Severe asthma: more finesse required on oral corticosteroids

Asthma

By Mardi Chapman

17 Jul 2018

For all the excitement about monoclonal antibodies in the management of severe asthma, oral corticosteroids are here to stay for the foreseeable future, leading respiratory physicians say.

And this means there needs to be more work on how to better titrate doses of corticosteroids and evidence-based guidance on how to safely and effectively reduce or discontinue their use, according to an article in the Severe Asthma supplement to the Medical Journal of Australia.

Prof Peter Wark

Co-author Professor Peter Wark, of Newcastle, NSW,  told the limbic the way relevant clinical trials were designed and the way monoclonal antibodies were registered ensured the ongoing use of oral corticosteroids.

“In order to get access to any of these monoclonals, and this will almost certainly be the same for dupilumab, you need to have severe asthma, you need to have been on high doses of inhaled corticosteroids and you need to have to have had at least three courses of oral corticosteroids as well in the 12 months leading up to it.”

“So we are still demanding that people are going to need a lot of oral corticosteroids. And I think there is a lot we could do to use them smarter where we are not just doing what we’ve done for the last 70 years with no real evidence.”

Professor Wark says the recent dupilumab trial showed that oral corticosteroid use could be substantially reduced in the context of biologic therapy for severe and difficult asthma.

“But only about half of all those patients enrolled in those trials were able to come off oral steroids completely and that is pretty much what we have seen in the benralizumab case.”

And when it comes to the question of how much oral steroids people need in the context of severe asthma, we still don’t really know the answer to that question despite the fact we have been using steroids since the 1950s, he adds.

“We also don’t know to how to withdraw oral corticosteroids safely and effectively and there are issues around adrenal insufficiency and the best ways to assess that.”

Professor Wark says that UK and Australian trials are underway looking at the titration of oral corticosteroids to minimise the dose while still preventing exacerbations.

“And obviously this is very much a changing landscape where the monoclonals are going to have a definitive impact but I think those questions still need to be answered.”

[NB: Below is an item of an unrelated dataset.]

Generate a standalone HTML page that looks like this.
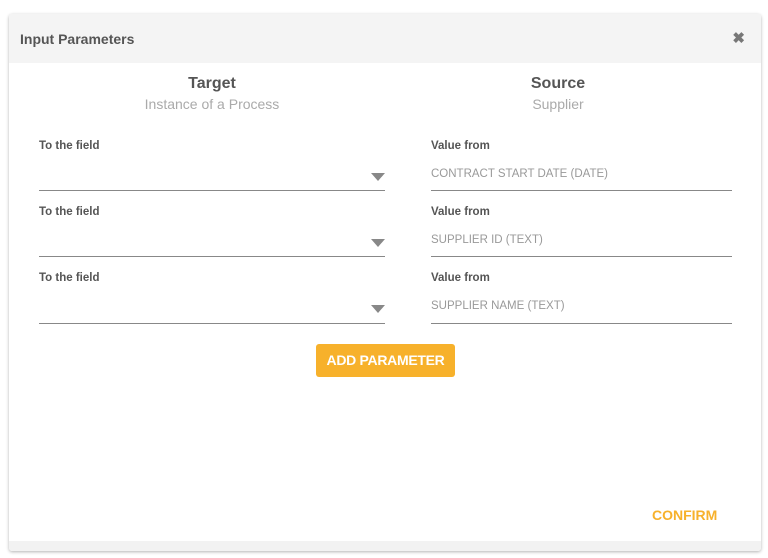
<!DOCTYPE html>
<html><head><style>
body{margin:0;background:#fff;font-family:"Liberation Sans",sans-serif;width:768px;height:558px;position:relative;overflow:hidden}
.dlg{position:absolute;left:9px;top:14px;width:752px;height:537px;background:#fff;border-radius:3px;box-shadow:0 1px 3px rgba(0,0,0,.3);overflow:hidden}
.hd{position:absolute;left:0;top:0;right:0;height:49px;background:#f4f4f4}
.hd .t{position:absolute;left:11px;top:17px;font-size:14px;font-weight:bold;color:#555}
.hd .x{position:absolute;right:16px;top:15px;font-size:15px;font-weight:bold;color:#777}
.ft{position:absolute;left:0;bottom:0;right:0;height:10px;background:#f2f2f2}
.a{position:absolute;font-size:13px}
.h{font-size:16px;font-weight:bold;color:#555;text-align:center}
.s{font-size:14px;color:#aaa;text-align:center}
.lbl{font-size:11.5px;font-weight:bold;color:#555}
.val{font-size:11.5px;color:#999}
.ln{position:absolute;height:1px;background:#888}
.tri{position:absolute;width:0;height:0;border-left:7px solid transparent;border-right:7px solid transparent;border-top:8px solid #888}
.btn{position:absolute;left:316px;top:344px;width:139px;height:33px;background:#f7b12b;border-radius:3px;color:#fff;font-weight:bold;font-size:14px;text-align:center;line-height:33px;letter-spacing:-0.3px}
.cf{position:absolute;left:652px;top:507px;color:#f7b12b;font-weight:bold;font-size:14px}
</style></head><body>
<div class="dlg"><div class="hd"><div class="t">Input Parameters</div><div class="x">✖</div></div><div class="ft"></div></div>
<div class="a h" style="left:112px;width:200px;top:75px">Target</div>
<div class="a s" style="left:112px;width:200px;top:96px">Instance of a Process</div>
<div class="a h" style="left:458px;width:200px;top:75px">Source</div>
<div class="a s" style="left:458px;width:200px;top:96px">Supplier</div>

<div class="a lbl" style="left:39px;top:140px">To the field</div>
<div class="tri" style="left:371px;top:173px"></div>
<div class="ln" style="left:39px;width:346px;top:190px"></div>
<div class="a lbl" style="left:431px;top:140px">Value from</div>
<div class="a val" style="left:431px;top:168px">CONTRACT START DATE (DATE)</div>
<div class="ln" style="left:431px;width:301px;top:190px"></div>

<div class="a lbl" style="left:39px;top:206px">To the field</div>
<div class="tri" style="left:371px;top:239px"></div>
<div class="ln" style="left:39px;width:346px;top:256px"></div>
<div class="a lbl" style="left:431px;top:206px">Value from</div>
<div class="a val" style="left:431px;top:234px">SUPPLIER ID (TEXT)</div>
<div class="ln" style="left:431px;width:301px;top:256px"></div>

<div class="a lbl" style="left:39px;top:272px">To the field</div>
<div class="tri" style="left:371px;top:305px"></div>
<div class="ln" style="left:39px;width:346px;top:323px"></div>
<div class="a lbl" style="left:431px;top:272px">Value from</div>
<div class="a val" style="left:431px;top:300px">SUPPLIER NAME (TEXT)</div>
<div class="ln" style="left:431px;width:301px;top:323px"></div>

<div class="btn">ADD PARAMETER</div>
<div class="cf">CONFIRM</div>
</body></html>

Until then, there is little alternative to the use of oral corticosteroids in the context of acute asthma and especially in childhood disease, he believes.

“None of the new treatments still really target early onset disease, particularly acute disease and I think that remains a major unmet need in the management of asthma.”

“The only monoclonal that is able to be used in children under 12 is omalizumab – the only one that has really been trialed in those younger age groups. In 6 to 12 years it has shown some promise in reducing the frequency of exacerbations, but it is going off patent now and there are no trials that are going to take that any further at the moment.”

Professor Wark says newer agents such as the anti-IL-5 agents are probably not that well suited to childhood asthma and he is not aware of anybody looking at them.

“Perhaps dupilumab would have utility but again I’m not actually aware of anybody looking at that cohort.”

He suggests one of the ways to reduce oral corticosteroid use will be to consider using monoclonals earlier in the disease process.

“Trials need to be done to answer those questions so that we are not waiting until people get such severe, fixed disease which is probably quite difficult to treat,” he says.